Example: If a variable has a pdf \(f(x) = \frac{1}{8}x\) for \(0 \le x \le 4\), to find \(P(1 < X < 3)\), you would calculate \(\int_{1}^{3} \frac{1}{8}x dx\).
3. Expectation (Mean) and Variance
Just like with discrete data, we want to know the "average" value and how "spread out" the data is.
Expectation \(E(X)\)
The Expectation (or mean, \(\mu\)) is the balance point of the distribution.
Formula: \(E(X) = \int_{-\infty}^{\infty} x f(x) dx\)
Variance \(Var(X)\)
The Variance measures the spread. It's often easier to calculate \(E(X^2)\) first.
Step 1: Find \(E(X^2) = \int_{-\infty}^{\infty} x^2 f(x) dx\)
Step 2: Use the variance formula: \(Var(X) = E(X^2) - [E(X)]^2\)
Memory Aid: For Variance, remember: "The Mean of the Squares minus the Square of the Mean."
4. Mode, Median, and Percentiles
Sometimes we want to find specific "cut-off" points in our data hill.
The Mode
The Mode is simply the value of \(x\) where the pdf \(f(x)\) is at its maximum. You can find this by looking at the graph or using differentiation to find the stationary point (if it's a curve).
The Median and Percentiles
The Median (\(m\)) is the value where the area to the left is exactly 0.5.
Solve for \(m\): \(\int_{-\infty}^{m} f(x) dx = 0.5\)
For the 90th percentile, you would set the integral equal to 0.9 instead of 0.5.
Key Takeaway: The median splits the area into two equal halves of 0.5 each.
5. The Cumulative Distribution Function (cdf)
The Cumulative Distribution Function, written as \(F(x)\), tells you the probability that the variable is less than or equal to a certain value \(x\).
Formula: \(F(x) = P(X \le x) = \int_{-\infty}^{x} f(t) dt\)
The Relationship Bridge
This is a vital concept for your exams:
- To get from pdf to cdf: Integrate.
- To get from cdf to pdf: Differentiate (\(f(x) = F'(x)\)).
Common Mistake to Avoid: When integrating to find the cdf, don't forget the constant of integration (+C)! You find \(C\) by knowing that at the very start of the range, the cumulative probability must be 0, and at the very end, it must be 1.
6. Special Continuous Models
The syllabus highlights two specific models you need to be comfortable with.
The Continuous Uniform (Rectangular) Distribution
This is where every value in a range \([a, b]\) is equally likely. The graph is a flat rectangle.
Key Formulae (usually given in the formula booklet):
\(E(X) = \frac{a+b}{2}\)
\(Var(X) = \frac{1}{12}(b-a)^2\)
The Normal Distribution
In this unit, we extend our A Level knowledge to linear combinations of Normal variables. If \(X\) and \(Y\) are independent Normal variables, then any combination of them (like \(X + Y\) or \(2X - 3Y\)) is also Normal.

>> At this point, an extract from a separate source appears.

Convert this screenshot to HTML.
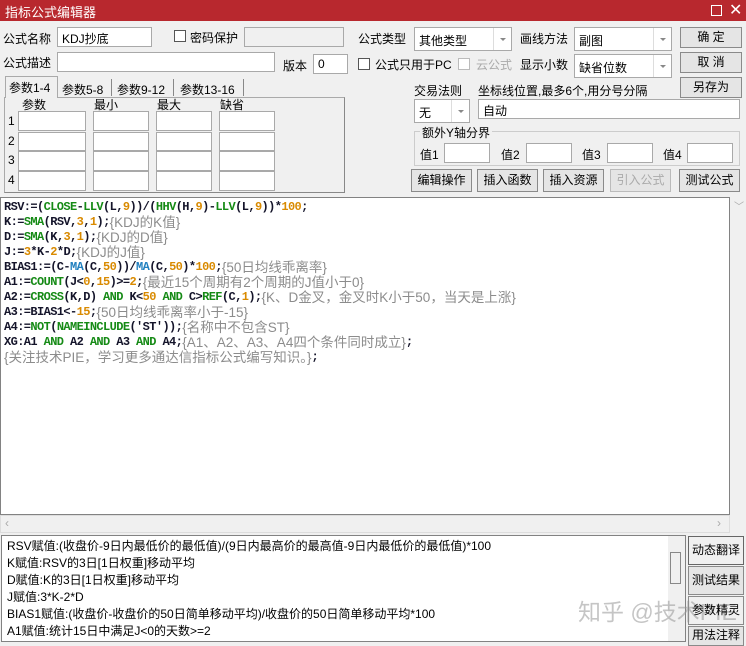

- Mean: \(E(aX + bY) = aE(X) + bE(Y)\)
- Variance: \(Var(aX + bY) = a^2Var(X) + b^2Var(Y)\) (Note: We always add variances, even if we are subtracting the variables!)
Quick Review Box:
- pdf \(f(x)\): The "height" (Integrate for area/probability).
- cdf \(F(x)\): The "running total" of area.
- \(E(X)\): The center.
- \(Var(X)\): The spread.
Summary: Putting it All Together
When tackling a Continuous Random Variable problem, always ask yourself: "Am I looking at the pdf (the shape) or the cdf (the total so far)?" Use integration to find probabilities, means, and medians, and use differentiation to find the mode or switch from a cdf back to a pdf. Keep your integration limits clear, and remember that the total area must always be 1. You've got this!